Heck, he even started one of his brother KD jocks on a second career. The late Bob "Tiger Troop" Tracey saw Race ride his Vespa, one of his passions, into the station lot one Saturday. Tracey borrowed it over the weekend, and his love for two-wheeled vehicles was born. He operated Bob Tracey's World of Cycles in Moon for twenty years after he got out the business.
But all things come to an end, and after eleven years in Pittsburgh, Race joined KMPC, owned by Gene Autry, in Los Angeles in 1971. Race was widely considered to be the heir apparent to the station's morning top dog Dick Whittinghill. He got to moonlight, too, when in 1972 Race became the host for ABC-TV's game show "The Parent Game," produced by Chuck Barris.
But working the overnight shift, he never connected with the Southern Cal listeners like he did with his Pittsburgh audience.
Race left the station in 1978 and drifted to gigs in San Francisco and San Diego, finishing his West Coast broadcasting in 1980 working mornings for contemporary Christian music station KBRT on Catalina Island. Like many radio jocks from the early years, he left the business because the power had switched from the DJs to the programming directors.
He returned to Pittsburgh in 1986, opening a bed and breakfast in Sewickley with his wife Diane, and in 1993 they bought another B&B in Amish country, New Wilmington. The Lawrence County inn became Clark & Diane's home. It was actually a dream vocation for the pair, who could often be seen tooling around the area, running errands and giving local tours to their guests.

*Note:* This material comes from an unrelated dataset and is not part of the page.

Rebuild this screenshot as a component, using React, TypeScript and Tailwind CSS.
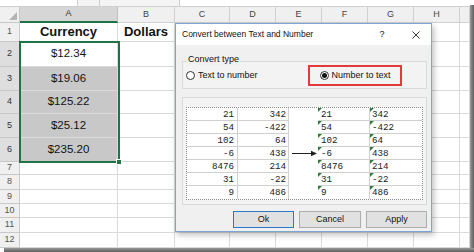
import React from "react";

const cols = [
  "w-[20px]",
  "w-[98px]",
  "w-[57px]",
  "w-[55px]",
  "w-[46px]",
  "w-[46px]",
  "w-[46px]",
  "w-[46px]",
  "w-[46px]",
  "w-[10px]",
];
const letters = ["", "A", "B", "C", "D", "E", "F", "G", "H", ""];

const rowHeights = [
  "h-[19px]",
  "h-[25px]",
  "h-[24px]",
  "h-[23px]",
  "h-[24px]",
  "h-[24px]",
  "h-[13px]",
  "h-[15px]",
  "h-[14px]",
  "h-[14px]",
  "h-[15px]",
  "h-[15px]",
];

const currency = ["$12.34", "$19.06", "$125.22", "$25.12", "$235.20"];

const left1 = ["21", "54", "102", "-6", "8476", "31", "9"];
const left2 = ["342", "-422", "64", "438", "214", "-22", "486"];

function Tri() {
  return (
    <span className="absolute top-0 left-0 w-0 h-0 border-t-[4px] border-r-[4px] border-t-[#2f7d3a] border-r-transparent" />
  );
}

function Radio({ checked }: { checked?: boolean }) {
  return (
    <span className="w-[9px] h-[9px] rounded-full border border-[#333] bg-white flex items-center justify-center">
      {checked && <span className="w-[5px] h-[5px] rounded-full bg-[#111]" />}
    </span>
  );
}

function Dialog() {
  return (
    <div className="absolute left-[175px] top-[23px] w-[257px] h-[209px] flex flex-col border border-[#7ba6d4] bg-[#f0f0f0] shadow-[2px_3px_6px_rgba(0,0,0,0.25)] text-[9px] text-[#111]">
      <div className="h-[21px] bg-white flex items-center pl-[6px] text-[8.5px]">
        <span className="flex-1">Convert between Text and Number</span>
        <span className="w-[10px] text-center text-[9px]">?</span>
        <span className="ml-[24px] mr-[10px] w-[10px] flex justify-center">
          <svg width="8" height="8" viewBox="0 0 8 8">
            <path d="M0.5 0.5 L7.5 7.5 M7.5 0.5 L0.5 7.5" stroke="#222" strokeWidth="0.9" />
          </svg>
        </span>
      </div>

      <div className="flex-1 flex flex-col pl-[6px] pr-[4px]">
        <div className="relative mt-[16px] h-[28px] border border-[#d9d9d9] bg-[#f3f3f3] flex items-center pl-[3px]">
          <span className="absolute -top-[9px] left-[4px] px-[1px] bg-[#f0f0f0] leading-[12px]">
            Convert type
          </span>
          <Radio />
          <span className="ml-[3px] leading-[12px]">Text to number</span>
          <div className="ml-[50px] w-[94px] h-[21px] border-2 border-[#e23a3a] flex items-center pl-[10px]">
            <Radio checked />
            <span className="ml-[3px] leading-[12px]">Number to text</span>
          </div>
        </div>

        <div className="mt-[8px] border border-[#d9d9d9] bg-[#f4f4f4] pt-[9px] pb-[4px] px-[3px]">
          <div className="h-[93px] border border-dotted border-[#8a8a8a] bg-white flex font-['Liberation_Mono',monospace] text-[9.2px] text-[#222]">
            <div className="w-[51px] border-r border-[#d0d0d0]">
              {left1.map((v, i) => (
                <div key={i} className={`h-[13px] leading-[13px] text-right pr-[3px] ${i < 6 ? "border-b border-[#d0d0d0]" : ""}`}>
                  {v}
                </div>
              ))}
            </div>
            <div className="w-[51px] border-r border-[#d0d0d0]">
              {left2.map((v, i) => (
                <div key={i} className={`h-[13px] leading-[13px] text-right pr-[2px] ${i < 6 ? "border-b border-[#d0d0d0]" : ""}`}>
                  {v}
                </div>
              ))}
            </div>
            <div className="w-[29px] flex flex-col">
              <div className="h-[39px]" />
              <div className="h-[13px] flex items-center pl-[3px]">
                <svg width="25" height="7" viewBox="0 0 25 7">
                  <path d="M0 3.5 H20" stroke="#222" strokeWidth="1" />
                  <path d="M19 0.8 L25 3.5 L19 6.2 Z" fill="#222" />
                </svg>
              </div>
            </div>
            <div className="w-[52px] border-r border-[#d0d0d0]">
              {left1.map((v, i) => (
                <div key={i} className={`relative h-[13px] leading-[13px] pl-[3px] ${i < 6 ? "border-b border-[#d0d0d0]" : ""}`}>
                  <Tri />
                  {v}
                </div>
              ))}
            </div>
            <div className="flex-1">
              {left2.map((v, i) => (
                <div key={i} className={`relative h-[13px] leading-[13px] pl-[2px] ${i < 6 ? "border-b border-[#d0d0d0]" : ""}`}>
                  <Tri />
                  {v}
                </div>
              ))}
            </div>
          </div>
        </div>

        <div className="mt-[6px] flex justify-end gap-[5px]">
          <button className="w-[61px] h-[17px] bg-[#e1e1e1] border border-[#2e78c8] leading-[15px]">Ok</button>
          <button className="w-[62px] h-[17px] bg-[#e1e1e1] border border-[#adadad] leading-[15px]">Cancel</button>
          <button className="w-[61px] h-[17px] bg-[#e1e1e1] border border-[#adadad] leading-[15px]">Apply</button>
        </div>
      </div>
    </div>
  );
}

export default function App() {
  return (
    <div className="w-[474px] h-[252px] bg-white overflow-hidden font-['Liberation_Sans',Arial,sans-serif]">
      <div className="flex">
        <div className="relative w-[470px] h-[248px]">
          <div className="h-[7px] flex bg-[#f4f4f4] border-b border-[#cfcfcf]">
            <div className="w-[78px] bg-white border-r border-[#cfcfcf]" />
            <div className="w-[22px] border-r border-[#cfcfcf]" />
            <div className="w-[80px] border-r border-[#cfcfcf]" />
            <div className="flex-1 bg-white" />
          </div>

          <div className="flex h-[16px]">
            {cols.map((c, i) =>
              i === 0 ? (
                <div key={i} className={`${c} bg-[#f0f0f0] border-r border-b border-[#c8c8c8] flex items-end justify-end p-[2px]`}>
                  <span className="w-0 h-0 border-b-[8px] border-l-[8px] border-b-[#b4b4b4] border-l-transparent" />
                </div>
              ) : (
                <div
                  key={i}
                  className={`${c} flex items-center justify-center text-[9px] border-r ${
                    i === 1
                      ? "bg-[#d6d6d6] border-[#c0c0c0] border-b-2 border-b-[#217346] text-[#333]"
                      : "bg-[#f0f0f0] border-[#d0d0d0] border-b text-[#444]"
                  }`}
                >
                  {letters[i]}
                </div>
              )
            )}
          </div>

          {rowHeights.map((h, r) => {
            const row = r + 1;
            const sel = row >= 2 && row <= 6;
            return (
              <div key={r} className={`flex ${h}`}>
                {cols.map((c, i) => {
                  if (i === 0)
                    return (
                      <div
                        key={i}
                        className={`${c} flex items-center justify-center text-[9px] border-r border-b border-[#c8c8c8] ${
                          sel ? "bg-[#dedede] text-[#333]" : "bg-[#f0f0f0] text-[#555]"
                        }`}
                      >
                        {row}
                      </div>
                    );
                  let content: React.ReactNode = null;
                  let extra = "";
                  if (row === 1 && i === 1) content = <span className="font-bold text-[13px]">Currency</span>;
                  if (row === 1 && i === 2) content = <span className="font-bold text-[13px]">Dollars</span>;
                  if (sel && i === 1) {
                    content = <span className="text-[11.5px]">{currency[row - 2]}</span>;
                    if (row > 2) extra = "bg-[#c8c8c8]";
                  }
                  return (
                    <div key={i} className={`${c} ${extra} flex items-center justify-center text-[#111] border-r border-b border-[#dadada]`}>
                      {content}
                    </div>
                  );
                })}
              </div>
            );
          })}

          <div className="absolute left-[19px] top-[41px] w-[101px] h-[122px] border-2 border-[#217346]" />
          <div className="absolute left-[116px] top-[159px] w-[6px] h-[6px] bg-[#217346] border border-white" />

          <Dialog />
        </div>
        <div className="w-[4px] h-[243px] mt-[5px] bg-linear-to-r from-[#9a9a9a] to-[#5e5e5e]" />
      </div>
      <div className="ml-[4px] h-[4px] bg-linear-to-b from-[#9a9a9a] to-[#5e5e5e]" />
    </div>
  );
}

Race had offers to return to local radio, but always with an oldies format. Race turned them down, not wanting to be caught in that niche; he was listening to Natalie Merchant, Enya and Kenny Rogers, not Bobby Vinton and Lou Christie, in the eighties and nineties.
In 1999, Clark Race died at the age of 66 after a heart attack and a lengthy battle with throat cancer. Diane Race said one of her husband's last hopes was that he could scare off others from smoking, a long-time habit of his.
He had an impressive send off. After all, as Clark Race always said, "It's so nice to know so many nice people." They knew and remembered him.